▸ PROMPT
Identify, in the records below, every line where the string "React" appears, and copy each such line.

▸ Code that builds pages

— START —

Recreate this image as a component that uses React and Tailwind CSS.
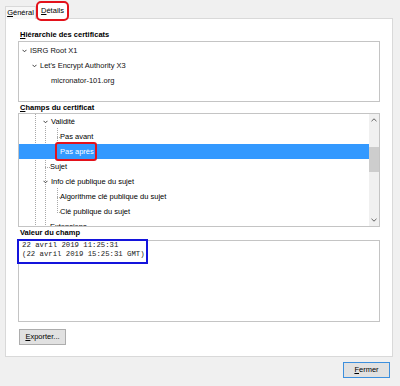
const Chevron = () => (
  <svg width="5" height="4" viewBox="0 0 5 4" className="shrink-0">
    <path d="M0.5 0.8 L2.5 2.8 L4.5 0.8" fill="none" stroke="#404040" strokeWidth="1" />
  </svg>
);

const U = ({ children }) => <span className="underline underline-offset-1">{children}</span>;

const fields = [
  { label: 'Validité', pl: 'pl-[24px]', chevron: true },
  { label: 'Pas avant', pl: 'pl-[41px]' },
  { label: 'Pas après', pl: 'pl-[41px]', selected: true },
  { label: 'Sujet', pl: 'pl-[31px]' },
  { label: 'Info clé publique du sujet', pl: 'pl-[24px]', chevron: true },
  { label: 'Algorithme clé publique du sujet', pl: 'pl-[41px]' },
  { label: 'Clé publique du sujet', pl: 'pl-[41px]' },
  { label: 'Extensions', pl: 'pl-[31px]' },
];

const TreeLines = () => (
  <svg className="absolute inset-0 pointer-events-none" width="350" height="112">
    <g stroke="#a8a8a8" strokeWidth="1" strokeDasharray="1 1" fill="none">
      <path d="M16.5 0 V112" />
      <path d="M26.5 12 V112" />
      <path d="M38.5 14 V38" />
      <path d="M38.5 74 V98" />
      <path d="M38 23.5 H41" />
      <path d="M26 53.5 H31" />
      <path d="M38 83.5 H41" />
      <path d="M38 98.5 H41" />
      <path d="M26 113.5 H31" />
    </g>
  </svg>
);

export default function App() {
  return (
    <div className="w-[400px] h-[386px] bg-[#f0f0f0] overflow-hidden text-[7.5px] text-black font-['Liberation_Sans',Arial,sans-serif]">
      {/* tabs */}
      <div className="flex items-end h-[19px] pl-[5px]">
        <div className="h-[13px] w-[31px] border border-b-0 border-[#d9d9d9] bg-[#f7f7f7] flex items-center justify-center leading-none">
          <span><U>G</U>énéral</span>
        </div>
        <div className="relative z-10 ml-[2px] h-[16px] w-[29px] bg-white flex items-center justify-center leading-none rounded-[3px] outline-2 outline-[#e3121b]">
          <span><U>D</U>étails</span>
        </div>
      </div>

      {/* panel */}
      <div className="-mt-px ml-[5px] w-[388px] h-[339px] border border-[#d9d9d9] bg-white pl-[12px] pt-[10px]">
        <div className="h-[12px] leading-[12px] font-bold pl-[2px]"><U>H</U>iérarchie des certificats</div>
        <div className="w-[362px] h-[61px] border border-[#c4c4c4] pt-[1px] text-[#111]">
          <div className="h-[15px] flex items-center gap-[3px] pl-[3px]">
            <Chevron />
            <span>ISRG Root X1</span>
          </div>
          <div className="h-[15px] flex items-center gap-[3px] pl-[13px]">
            <Chevron />
            <span>Let's Encrypt Authority X3</span>
          </div>
          <div className="h-[15px] flex items-center pl-[32px]">micronator-101.org</div>
        </div>

        <div className="h-[11px] leading-[11px] font-bold pl-[2px]"><U>C</U>hamps du certificat</div>
        <div className="w-[362px] h-[114px] border border-[#c4c4c4] flex overflow-hidden">
          <div className="relative flex-1">
            <TreeLines />
            {fields.map((f) => (
              <div
                key={f.label}
                className={`relative h-[15px] flex items-center gap-[3px] ${f.pl} ${f.selected ? 'bg-[#3399ff] text-white' : ''}`}
              >
                {f.chevron && <Chevron />}
                <span>{f.label}</span>
                {f.selected && (
                  <span className="absolute left-[36px] -top-[2px] w-[42px] h-[19px] border-2 border-[#e3121b] rounded-[3px]" />
                )}
              </div>
            ))}
          </div>
          <div className="w-[10px] bg-[#f0f0f0] flex flex-col items-center">
            <svg width="6" height="4" viewBox="0 0 6 4" className="mt-[4px]">
              <path d="M0.5 3.2 L3 0.8 L5.5 3.2" fill="none" stroke="#606060" strokeWidth="1" />
            </svg>
            <div className="mt-[25px] w-[10px] h-[25px] bg-[#cdcdcd]" />
            <div className="flex-1" />
            <svg width="6" height="4" viewBox="0 0 6 4" className="mb-[4px]">
              <path d="M0.5 0.8 L3 3.2 L5.5 0.8" fill="none" stroke="#606060" strokeWidth="1" />
            </svg>
          </div>
        </div>

        <div className="h-[13px] leading-[9px] font-bold pl-[2px] pt-[1px]">Valeur du champ</div>
        <div className="relative w-[362px] h-[82px] border border-[#c4c4c4] pl-[3px] font-['Liberation_Mono','Courier_New',monospace] text-[7.3px] leading-[9px] text-[#222]">
          <div>22 avril 2019 11:25:31</div>
          <div>(22 avril 2019 15:25:31 GMT)</div>
          <span className="absolute -left-[2px] -top-[2px] w-[131px] h-[25px] border-2 border-[#1414dc]" />
        </div>

        <button className="mt-[7px] ml-[1px] w-[47px] h-[16px] bg-[#e1e1e1] border border-[#adadad] flex items-center justify-center leading-none">
          <span><U>E</U>xporter...</span>
        </button>
      </div>

      <div className="flex justify-end pr-[10px] mt-[5px]">
        <button className="w-[47px] h-[16px] bg-[#e1e1e1] border border-[#3c8fdd] flex items-center justify-center leading-none">
          <span><U>F</U>ermer</span>
        </button>
      </div>
    </div>
  );
}
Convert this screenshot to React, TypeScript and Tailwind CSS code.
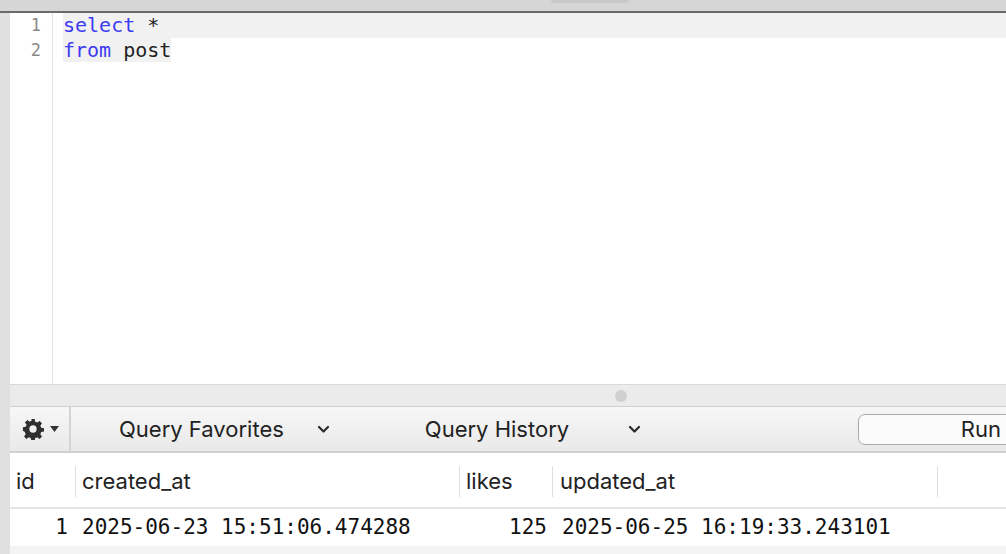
import React from 'react'

const mono = { fontFamily: '"DejaVu Sans Mono", "Liberation Mono", monospace' }

const Gear = () => (
  <svg width="22" height="22" viewBox="0 0 24 24" fill="#2f2f2f">
    <path
      fillRule="evenodd"
      d="M10.2 1h3.6l.6 3.1a8 8 0 0 1 2.2.9l2.6-1.8 2.6 2.6-1.8 2.6a8 8 0 0 1 .9 2.2l3.1.6v3.6l-3.1.6a8 8 0 0 1-.9 2.2l1.8 2.6-2.6 2.6-2.6-1.8a8 8 0 0 1-2.2.9l-.6 3.1h-3.6l-.6-3.1a8 8 0 0 1-2.2-.9l-2.6 1.8-2.6-2.6 1.8-2.6a8 8 0 0 1-.9-2.2L1 13.8v-3.6l3.1-.6a8 8 0 0 1 .9-2.2L3.2 4.8l2.6-2.6 2.6 1.8a8 8 0 0 1 2.2-.9zM12 8a4 4 0 1 0 0 8 4 4 0 0 0 0-8z"
    />
  </svg>
)

const Chevron = () => (
  <svg width="13" height="9" viewBox="0 0 13 9" fill="none">
    <path d="M2 2l4.5 4.5L11 2" stroke="#2a2a2a" strokeWidth="2.2" strokeLinecap="round" strokeLinejoin="round" />
  </svg>
)

const App = () => {
  return (
    <div
      className="w-[1006px] h-[554px] flex flex-col overflow-hidden bg-white text-[#222]"
      style={{ fontFamily: 'Inter, "Liberation Sans", sans-serif' }}
    >
      {/* tab strip (cut off) */}
      <div className="h-[13px] shrink-0 bg-[#d6d6d6] border-b-2 border-[#6a6a6a] flex">
        <div className="ml-[551px] w-[78px] h-[3px] rounded-b-md bg-[#c9c9c9]" />
      </div>

      <div className="flex flex-1 min-h-0">
        {/* sidebar edge */}
        <div className="w-[10px] shrink-0 bg-[#e0e0e0]" />

        <div className="flex-1 flex flex-col min-w-0">
          {/* editor */}
          <div className="h-[371px] shrink-0 flex" style={mono}>
            <div className="w-[43px] shrink-0 border-r border-[#e2e2e2] bg-white text-right pr-[11px] text-[17px] leading-[25px] text-[#8a8a8a]">
              <div>1</div>
              <div>2</div>
            </div>
            <div className="flex-1 pl-[10px] text-[20px] leading-[25px]">
              <div className="bg-[#f1f1f1] whitespace-pre">
                <span className="text-[#3c3cf2]">select</span> *
              </div>
              <div className="whitespace-pre">
                <span className="bg-[#f1f1f1]">
                  <span className="text-[#3c3cf2]">from</span> post
                </span>
              </div>
            </div>
          </div>

          {/* splitter */}
          <div className="h-[23px] shrink-0 bg-[#ebebeb] border-t border-[#dadada] border-b border-b-[#cfcfcf] flex items-center">
            <div className="ml-[605px] w-[12px] h-[12px] rounded-full bg-[#d0d0d0]" />
          </div>

          {/* toolbar */}
          <div className="h-[46px] shrink-0 flex items-center border-b-2 border-[#d0d0d0] bg-gradient-to-b from-[#f7f7f7] to-[#e9e9e9] text-[22px]">
            <div className="w-[61px] h-full shrink-0 flex items-center pl-[12px] gap-[6px] border-r-2 border-[#d4d4d4]">
              <Gear />
              <svg width="9" height="6" viewBox="0 0 9 6">
                <path d="M0 0h9L4.5 6z" fill="#333" />
              </svg>
            </div>
            <div className="flex items-center ml-[48px]">
              <span>Query Favorites</span>
              <span className="ml-[33px]">
                <Chevron />
              </span>
            </div>
            <div className="flex items-center ml-[95px]">
              <span>Query History</span>
              <span className="ml-[59px]">
                <Chevron />
              </span>
            </div>
            <div className="ml-auto -mr-[10px] w-[158px] h-[31px] shrink-0 rounded-[7px] border border-[#a9a9a9] bg-[#fbfbfb] flex items-center justify-end pr-[14px]">
              Run
            </div>
          </div>

          {/* result header */}
          <div className="h-[56px] shrink-0 flex items-center border-b-2 border-[#e4e4e4] text-[22px] pt-[3px]">
            <div className="w-[65px] shrink-0 pl-[6px]">id</div>
            <div className="w-px h-[31px] bg-[#dedede]" />
            <div className="w-[383px] shrink-0 pl-[6px]">created_at</div>
            <div className="w-px h-[31px] bg-[#dedede]" />
            <div className="w-[92px] shrink-0 pl-[6px]">likes</div>
            <div className="w-px h-[31px] bg-[#dedede]" />
            <div className="w-[384px] shrink-0 pl-[7px]">updated_at</div>
            <div className="w-px h-[31px] bg-[#dedede]" />
          </div>

          {/* result rows */}
          <div className="h-[37px] shrink-0 flex items-center text-[21px] text-[#111]" style={mono}>
            <div className="w-[58px] shrink-0 text-right">1</div>
            <div className="w-[14px] shrink-0" />
            <div className="w-[383px] shrink-0 whitespace-pre">2025-06-23 15:51:06.474288</div>
            <div className="w-[82px] shrink-0 text-right">125</div>
            <div className="w-[15px] shrink-0" />
            <div className="whitespace-pre">2025-06-25 16:19:33.243101</div>
          </div>
          <div className="flex-1 bg-[#f4f4f4]" />
        </div>
      </div>
    </div>
  )
}

export default App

— END —

▸ REPLY
Recreate this image as a component that uses React and Tailwind CSS.
Convert this screenshot to React, TypeScript and Tailwind CSS code.
import React from 'react'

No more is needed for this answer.